Comprehensive Analysis
Asset-based view. Tangible book value per share of $19.86 against current price of $13.07 produces a P/TBV of ~0.66x — a ~34% discount to tangible book. This is a meaningful asset cushion in an industry (sit-down restaurants) where peers trade above book value. However, the value of Cannae's tangible book is highly dependent on the fair value of its long-term investments (792.2M on the balance sheet), which include public equity stakes in companies like Dun & Bradstreet, Alight, and System1 — all of which have themselves underperformed. Mark-to-market on those holdings has already produced -513.2M of net loss in FY2025.
Earnings-based valuation cannot work. P/E is meaningless because EPS is -9.08. Forward P/E is also 0/null because consensus does not project positive EPS. EV/EBITDA stands at -5.91x because EBITDA is -119.6M. EV/Sales of 1.67x is in line with sit-down peers (~1.5–2x), but a peer EV/Sales is only useful if margins are comparable — Cannae's operating margin is -28.23% versus peer +8–12%, so EV/Sales materially overstates the company's earnings power.
Cash flow-based valuation. FCF yield is 0% (FY2025 FCF is essentially zero, and Q3 2025 FCF was negative -24.1M). DCF cannot produce a meaningful intrinsic-value estimate without making heroic assumptions about a turnaround. Even using FY2024's 431.2M FCF as a one-off baseline, that figure was distorted by working-capital movements and is not repeatable in 2025. Pulling forward a 'normalized' FCF would require assumptions outside the documented data.
Shareholder yield perspective. This is the one bright spot. Buyback yield of 12.27% plus dividend yield of 4.54% produces a total shareholder yield of ~16.81% — well ABOVE the sit-down peer median of ~3–6% (Strong by a wide margin). This level of capital return, if sustainable, justifies a meaningful portion of the current market cap. The catch is sustainability: the cash being returned is coming from the existing balance sheet, not from operating earnings. If divestments slow, the yield is unlikely to persist.

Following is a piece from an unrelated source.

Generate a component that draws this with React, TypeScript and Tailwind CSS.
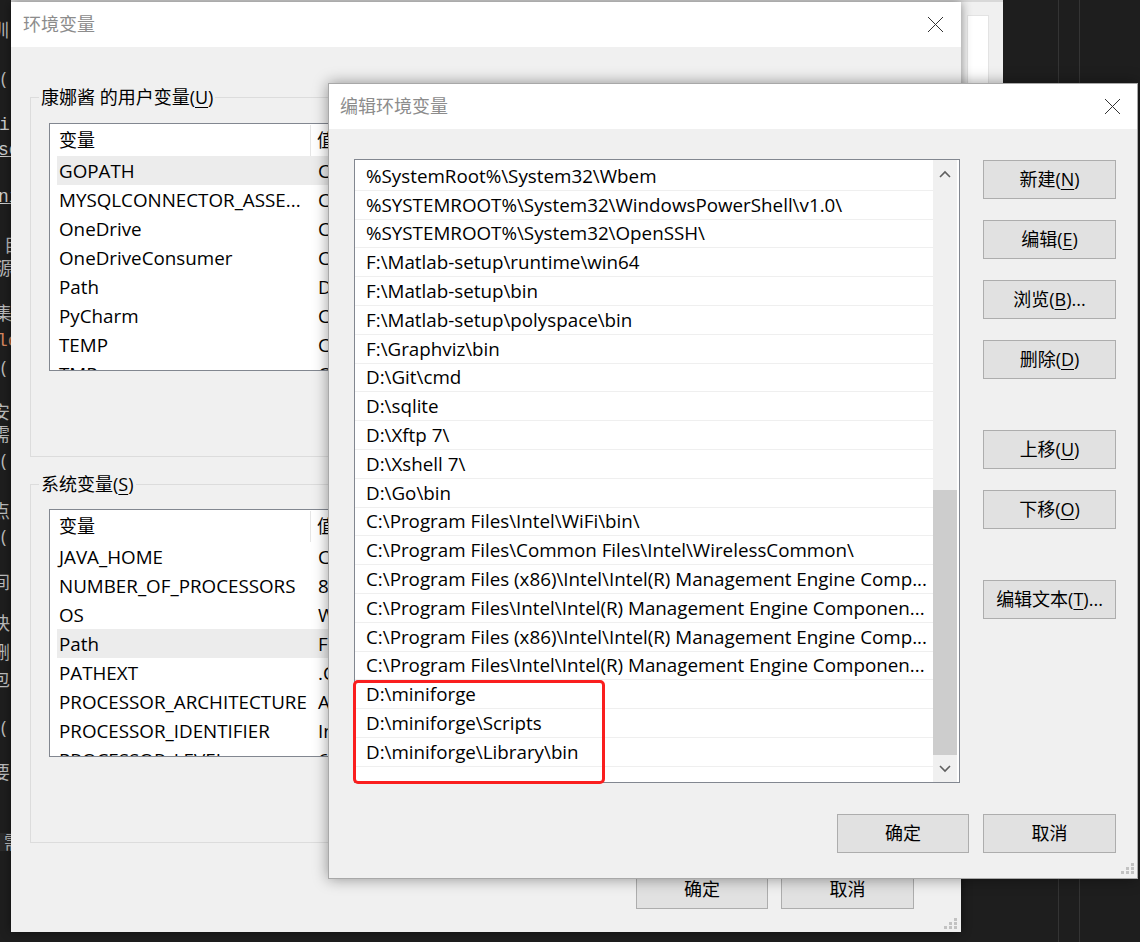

Comparison with sit-down peers. Darden trades at ~18x forward P/E, EV/EBITDA ~12x, dividend yield ~3%. Texas Roadhouse trades at ~25x forward P/E, EV/EBITDA ~14x, dividend yield ~1.5%. Brinker around ~16x P/E. Cannae trades at no meaningful P/E and has a P/B of 0.72 versus peer P/B of ~3–6x. The asset discount is real, but the earnings premium peers receive reflects positive ROIC and growth — both of which Cannae lacks.
Quality vs. price. Cheap balance-sheet valuation paired with deeply negative ROIC (-8%) is the textbook profile of a value trap. Investors should not assume the discount automatically closes — it could just as easily widen if asset values continue to deteriorate. The market cap has fallen -41.09% over the past year, suggesting the market is already pricing in continued operational stress.
Verdict. Cannae is cheap by asset multiples and offers a high shareholder yield but is expensive (or unmeasurable) on every earnings-based metric. The investment case is essentially: do you trust management to monetize the asset base before further losses erode it? That is a question of capital-allocation skill, not valuation, and the recent track record (large net losses, declining book value per share) does not support strong conviction.